I plan on building my bike up around the Time Alpe D’Huez 21 frame, and I think it can only take 160 mm rotors.

If you have the time, would you mind taking a photo of your bike, especially the front wheel? I’m having a bit of trouble visualizing how the beefy XTR brake looks. I want to strike a balance between looks and usability (hence the Time frame which isn’t the lightest or most integrated, but is solidly built with no proprietary forks, headsets or seatposts etc.).

I’m torn on the hubs, my second choice would be the DT350s, I like their freehub mechanism but they’re both heavier and more expensive than the Bitex 312s and spare parts are also more expensive from what I’ve read. I like the look of the DT350s though, they would complement the rest of the build very nicely.

Personally I’m a big fan of Bitex 312’s and have two wheelesets built with them.

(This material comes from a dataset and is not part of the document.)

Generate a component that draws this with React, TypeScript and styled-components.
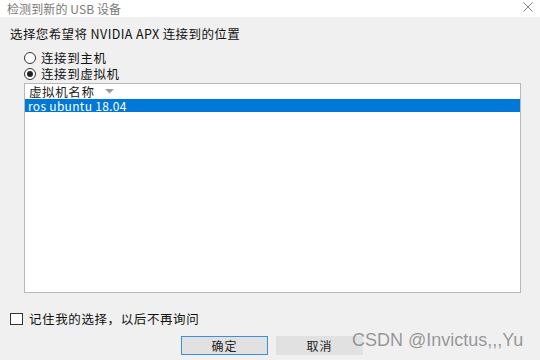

You can’t do better than them if you want good value hubs.

Also they come in a range of anodised colours if you want to match them up with those nice, shiny Hope components.

If you’re going to be slamming the brakes on quite late I’d deffo use 28mm tyres to increase your contact patch and not get the tyres skidding out from you.

I’m 70kg and use a 160mm rotor on the front and 140mm rotor at the rear and it’s all the braking I need on the road on long descents. A 180mm rotor on the road is unnecessary IMO unless it’s on a tandem or a heavily loaded bike.